A new business model in telecommunications

is the only viable solution to all these anticipated changes. Merging their services into a unitary form of “communications service providers”, the former telecom providers would have to harness the five digital forces, as Capgemini entitles them:

  • Mobility & Pervasive Computing;
  • Big Data and Analytics;
  • Social Media;
  • Cloud Computing;
  • Artificial Intelligence;

It is easily noticeable that some of the 2015 trends represent consequences of the previous trends.

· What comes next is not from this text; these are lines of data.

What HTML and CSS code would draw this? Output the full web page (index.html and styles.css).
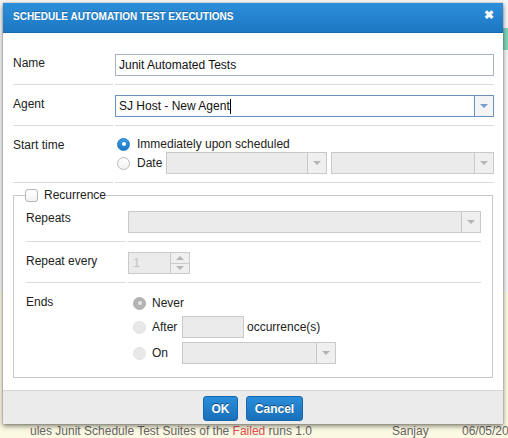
FILE: index.html
```html
<!DOCTYPE html>
<html>
<head>
<meta charset="utf-8">
<link rel="stylesheet" href="styles.css">
</head>
<body>
<div class="page">
  <div class="page-top">
    <div class="pg-green"></div>
  </div>
  <div class="page-yellow">
    <div class="pg-line">
      <span class="pg-desc">ules Junit Schedule Test Suites of the <span class="red">Failed</span> runs 1.0</span>
      <span class="pg-user">Sanjay</span>
      <span class="pg-date">06/05/20</span>
    </div>
  </div>
</div>

<div class="dialog">
  <div class="dlg-head">
    <span class="dlg-title">SCHEDULE AUTOMATION TEST EXECUTIONS</span>
    <span class="dlg-close">&#x2716;</span>
  </div>
  <div class="dlg-body">
    <div class="row">
      <div class="lbl">Name</div>
      <div class="fld"><div class="input">Junit Automated Tests</div></div>
    </div>
    <div class="row">
      <div class="lbl">Agent</div>
      <div class="fld">
        <div class="select focus">
          <div class="val">SJ Host - New Agent<span class="caret"></span></div>
          <div class="btn"><span class="tri"></span></div>
        </div>
      </div>
    </div>
    <div class="row">
      <div class="lbl">Start time</div>
      <div class="fld col">
        <div class="opt first"><span class="radio on"></span><span>Immediately upon scheduled</span></div>
        <div class="opt">
          <span class="radio"></span><span class="optlbl">Date</span>
          <div class="select dis w161"><div class="val"></div><div class="btn"><span class="tri"></span></div></div>
          <div class="select dis w163"><div class="val"></div><div class="btn"><span class="tri"></span></div></div>
        </div>
      </div>
    </div>

    <fieldset class="rec">
      <legend><span class="check"></span><span>Recurrence</span></legend>
      <div class="row in">
        <div class="lbl">Repeats</div>
        <div class="fld"><div class="select dis"><div class="val"></div><div class="btn"><span class="tri"></span></div></div></div>
      </div>
      <div class="row in">
        <div class="lbl">Repeat every</div>
        <div class="fld">
          <div class="spin"><div class="val">1</div><div class="sbtns"><span class="up"><span class="tri-up"></span></span><span class="dn"><span class="tri"></span></span></div></div>
        </div>
      </div>
      <div class="row in last">
        <div class="lbl">Ends</div>
        <div class="fld col ends">
          <div class="opt never"><span class="radio dis sel"></span><span>Never</span></div>
          <div class="opt"><span class="radio dis"></span><span class="optlbl2">After</span><div class="input dis w61"></div><span class="occ">occurrence(s)</span></div>
          <div class="opt onrow"><span class="radio dis"></span><span class="optlbl2">On</span><div class="select dis w154"><div class="val"></div><div class="btn"><span class="tri"></span></div></div></div>
        </div>
      </div>
    </fieldset>
  </div>
  <div class="dlg-foot">
    <button class="b">OK</button>
    <button class="b">Cancel</button>
  </div>
</div>
</body>
</html>
```

FILE: styles.css
```css
* { box-sizing: border-box; }
html, body { margin: 0; padding: 0; }
body {
  width: 508px;
  height: 438px;
  overflow: hidden;
  position: relative;
  font-family: "Liberation Sans", Arial, Helvetica, sans-serif;
  font-size: 12px;
  color: #222;
}

/* background page */
.page { height: 438px; display: flex; flex-direction: column; }
.page-top {
  height: 292px;
  background: #f6f6f6;
  display: flex;
  justify-content: flex-end;
  align-items: flex-start;
}
.pg-green { width: 5px; height: 22px; margin-top: 28px; background: #7fd6b6; }
.page-yellow {
  flex: 1;
  background: #fcf9e3;
  display: flex;
  flex-direction: column;
  justify-content: flex-end;
}
.pg-line {
  height: 14px;
  display: flex;
  line-height: 14px;
  font-size: 12px;
  color: #666;
}
.pg-desc { flex: none; width: 392px; padding-left: 30px; white-space: nowrap; overflow: hidden; }
.pg-desc .red { color: #e05050; }
.pg-user { flex: none; width: 70px; }
.pg-date { white-space: nowrap; }

/* dialog */
.dialog {
  position: absolute;
  left: 3px;
  top: 3px;
  width: 500px;
  height: 421px;
  background: #fff;
  box-shadow: 0 2px 5px rgba(0,0,0,0.5), 0 0 1px rgba(0,0,0,0.4);
  display: flex;
  flex-direction: column;
}
.dlg-head {
  height: 30px;
  background: linear-gradient(#2c8fdb, #1d77c2);
  border-bottom: 1px solid #1a69ad;
  display: flex;
  align-items: center;
  justify-content: space-between;
  padding: 0 9px 2px 10px;
  color: #fff;
}
.dlg-title {
  font-weight: bold;
  font-size: 10px;
  text-shadow: 0 -1px 0 rgba(0,0,0,0.25);
}
.dlg-close { font-size: 12px; font-weight: bold; line-height: 12px; margin-top: -4px; }

.dlg-body {
  flex: 1;
  padding: 11px 9px 0 10px;
}
.row {
  display: grid;
  grid-template-columns: 100px 379px;
  column-gap: 2px;
}
.row > .lbl, .row > .fld {
  padding: 10px 0 8px;
  border-bottom: 1px solid #dcdcdc;
}
.lbl { padding-top: 12px !important; line-height: 14px; }
.fld.col { display: flex; flex-direction: column; }

.input {
  height: 22px;
  border: 1px solid #aab3be;
  padding: 0 3px;
  line-height: 20px;
  font-size: 12px;
  color: #111;
}
.input.dis { background: #ebebeb; border-color: #cacaca; }
.w61 { width: 62px; }

.select {
  height: 22px;
  display: flex;
  border: 1px solid #c9c9c9;
  background: #ebebeb;
}
.select .val { flex: 1; line-height: 20px; padding: 0 3px; color: #111; display: flex; align-items: center; }
.select .btn {
  width: 19px;
  border-left: 1px solid #c9c9c9;
  background: #efefef;
  display: flex;
  align-items: center;
  justify-content: center;
}
.select.focus { border-color: #6a94be; background: #fff; }
.select.focus .btn { border-left-color: #6a94be; background: #f4f4f4; }
.select.focus .tri { border-top-color: #7a9ccb; }
.caret { display: inline-block; width: 1px; height: 15px; background: #000; }
.tri {
  width: 0; height: 0;
  border-left: 4px solid transparent;
  border-right: 4px solid transparent;
  border-top: 4px solid #b5b5b5;
}
.tri-up {
  width: 0; height: 0;
  border-left: 4px solid transparent;
  border-right: 4px solid transparent;
  border-bottom: 4px solid #b5b5b5;
}
.w161 { width: 162px; }
.w163 { width: 163px; margin-left: 4px; }
.w154 { width: 154px; }

/* radios */
.opt { display: flex; align-items: center; }
.opt.first { height: 16px; }
.radio {
  width: 13px; height: 13px;
  border-radius: 50%;
  border: 1px solid #b9b9b9;
  background: linear-gradient(#fff, #f2f2f2);
  margin: 0 7px 0 2px;
  flex: none;
  position: relative;
}
.radio.on {
  border-color: #1f7cc6;
  background: linear-gradient(#3a9be0, #1c78c4);
}
.radio.on::after, .radio.sel::after {
  content: "";
  position: absolute;
  left: 3.5px; top: 3.5px;
  width: 4px; height: 4px;
  border-radius: 50%;
  background: #fff;
}
.radio.dis { border-color: #e2e2e2; background: #e8e8e8; margin-left: 5px; margin-right: 6px; }
.radio.sel { border-color: #b0b0b0; background: #b3b3b3; }
.radio.sel::after { background: #e6e6e6; }
.optlbl { width: 29px; }
.optlbl2 { width: 30px; }
.occ { margin-left: 3px; }

/* fieldset */
.rec {
  margin: 5px 0 0 0;
  padding: 0 10px 13px 12px;
  border: 1px solid #c8c8c8;
  width: 480px;
}
.rec legend {
  padding: 0;
  margin-left: -1px;
  display: flex;
  align-items: center;
  height: 14px;
}
.check {
  width: 13px; height: 13px;
  border: 1px solid #b5b5b5;
  border-radius: 3px;
  background: linear-gradient(#fff, #f3f3f3);
  margin-right: 6px;
}
.row.in { grid-template-columns: 100px 353px; }
.row.in:first-of-type > .fld { padding-top: 9px; }
.row.in:first-of-type > .lbl { padding-top: 9px !important; }
.row.last > .lbl, .row.last > .fld { border-bottom: none; padding-bottom: 0; }
.ends .opt { height: 22px; }
.ends .never { height: 20px; }
.ends .opt + .opt { margin-top: 3px; }
.ends .onrow { margin-top: 4px !important; }

/* spinner */
.spin {
  width: 62px; height: 22px;
  display: flex;
  border: 1px solid #cacaca;
  background: #ebebeb;
}
.spin .val { flex: 1; padding-left: 4px; line-height: 20px; color: #c4c4c4; font-size: 13px; }
.sbtns { width: 19px; border-left: 1px solid #cacaca; display: flex; flex-direction: column; }
.sbtns > span { flex: 1; display: flex; align-items: center; justify-content: center; background: #efefef; }
.sbtns > .up { border-bottom: 1px solid #cacaca; }

/* footer */
.dlg-foot {
  height: 34px;
  border-top: 1px solid #d6d6d6;
  background: #ebebeb;
  display: flex;
  justify-content: center;
  align-items: flex-start;
  padding-top: 5px;
  gap: 8px;
}
.b {
  height: 25px;
  padding: 0;
  border: 1px solid #1767ab;
  border-radius: 3px;
  background: linear-gradient(#2b8edb, #1a6fb9);
  color: #fff;
  font-family: "Liberation Sans", Arial, sans-serif;
  font-size: 12px;
  font-weight: bold;
  text-shadow: 0 -1px 0 rgba(0,0,0,0.45);
}
.b:first-child { width: 35px; }
.b:last-child { width: 57px; }
```
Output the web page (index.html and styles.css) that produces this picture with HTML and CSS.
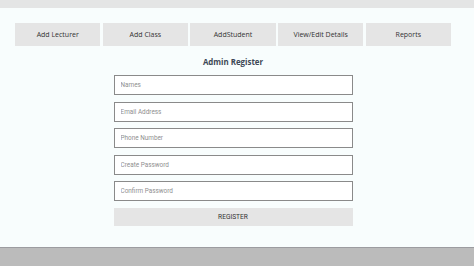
FILE: index.html
```html
<!DOCTYPE html>
<html>
<head>
<meta charset="utf-8">
<link rel="stylesheet" href="styles.css">
</head>
<body>
<div class="topbar"></div>
<main class="main">
  <nav class="nav">
    <button class="nav-btn">Add Lecturer</button>
    <button class="nav-btn">Add Class</button>
    <button class="nav-btn">AddStudent</button>
    <button class="nav-btn">View/Edit Details</button>
    <button class="nav-btn">Reports</button>
  </nav>
  <h2 class="title">Admin Register</h2>
  <form class="form">
    <input class="field" type="text" placeholder="Names">
    <input class="field" type="text" placeholder="Email Address">
    <input class="field" type="text" placeholder="Phone Number">
    <input class="field" type="password" placeholder="Create Password">
    <input class="field" type="password" placeholder="Confirm Password">
    <button class="submit" type="button">REGISTER</button>
  </form>
</main>
<footer class="footer"></footer>
</body>
</html>
```
FILE: styles.css
```css
html, body {
  margin: 0;
  padding: 0;
  height: 266px;
  overflow: hidden;
}
body {
  background: #f8fdfd;
  font-family: "Open Sans", "Noto Sans", sans-serif;
  display: flex;
  flex-direction: column;
}
.topbar {
  height: 8px;
  background: #e4e5e5;
  flex: none;
}
.main {
  flex: none;
  height: 239px;
  box-sizing: border-box;
  padding: 15px 23px 0 15px;
  display: flex;
  flex-direction: column;
}
.nav {
  display: flex;
  gap: 2.2px;
}
.nav-btn {
  flex: 1;
  height: 23px;
  border: none;
  background: #e5e5e5;
  font-family: "Open Sans", "Noto Sans", sans-serif;
  font-size: 7px;
  color: #333;
  padding: 0;
}
.title {
  margin: 10px 0 0 0;
  height: 12px;
  line-height: 12px;
  text-align: center;
  font-size: 7.9px;
  font-weight: 700;
  color: #3d4856;
}
.form {
  width: 239px;
  align-self: center;
  margin: 7px 0 0 0;
  display: flex;
  flex-direction: column;
  gap: 6.5px;
}
.field {
  height: 20px;
  box-sizing: border-box;
  margin: 0;
  border: 1.3px solid #8a8a8a;
  background: #fff;
  padding: 0 0 0 6px;
  font-family: "Roboto", "Liberation Sans", sans-serif;
  font-size: 6.4px;
  outline: none;
}
.field::placeholder {
  color: #8f8f8f;
}
.submit {
  margin-top: 0.5px;
  height: 18px;
  border: none;
  background: #e5e5e5;
  font-family: "Roboto", "Liberation Sans", sans-serif;
  font-size: 6.6px;
  color: #333;
  padding: 0;
}
.footer {
  flex: 1;
  background: #bbbbbb;
  border-top: 1.5px solid #9c9ca0;
}
```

Similarly, the 2016 trends come as a crystallization of the major tendencies around the idea that telecommunications and content streaming merge into a new shape that has to withstand the public’s needs as well as the future IoT requirements – hardware and software included.

The 2016 telecommunications trends

seem to have sifted some of the previous tendencies away and focused on a few major goals, such as:

  • Telecom and IT services convergence/integration, using the cloud computing environment as a nodal point; voice calls, web access, video streaming and applications all come together in relaying information and data across networks; this is a previous stage to fully-developed IoT, where ubiquitous connectivity between various devices, cloud storage systems and fixed cyber – infrastructures would have to rely on powerful data-sharing and circulating networks; the classical system of providing Internet connectivity and bandwidth should evolve into an exponentially more resilient and faster structure, in view of which the researchers are searching viable solutions that would allow software and hardware efficiency;
  • The applications’ domination translating into increased and more demanding connectivity also puts pressure on the way Telco services manage to raise to the new challenges; when video conferences, unified communications, remote working, e-banking and other similar activities all rely on the quality of data transmissions, the standards are high and the failures unacceptable;
  • Mandatory cyber-protection, since cyber-security demands are amplified in an environment where inter-connectivity is the rule; all entry points need proper defenses;

Another article on Telco trends debuts by its author’s confession of having reviewed hundreds of future predictions for this industry, some of them extremely specialized, while it basically goes on by listing approximately the same main tendencies as above: integration, mobility/wireless, traffic boom caused by the IoT, saturation due to age groups’ dynamics and the elderly becoming tech consumers, and high cyber-security expectations.

The extra element here is that systems which would provide quality broadband access anywhere are expected to succeed and forever change the notion of Internet access (see Project Loon from Google, or Facebook’s drone Internet trials).

Another comprehensive study on 2016 trends in mobile telecommunications lists the following key findings:

  • Consolidation will continue in this field, translating into larger players acquiring smaller operators;
  • Responsiveness to customer needs will drive competition in the industry, with inherent transformations on the roll, to meet more sophisticated service delivery and data monetization strategies;
  • Telco virtualization would be a large-scale solution for network agglomeration due to increased traffic;
  • The best business model would differentiate competitors to a higher degree than offering the best hardware would, since the key is in perfectly combining various services to satisfy the customers’ needs and tailor an ultimate combo offer;
  • The smartphone prices will continue to remain increased and will hold back mobile broadband growth, especially in emerging markets;

These projected images are rather challenging for the Telecommunications industry, but let’s not forget that researchers are continuously striving to find better, cost-saving solutions to all the current and predictable changes, coming up with many innovations that are viable, and might considerably improve the related hardware and software.

While preparing for the most difficult scenarios, the Telco professionals also have reason to hope.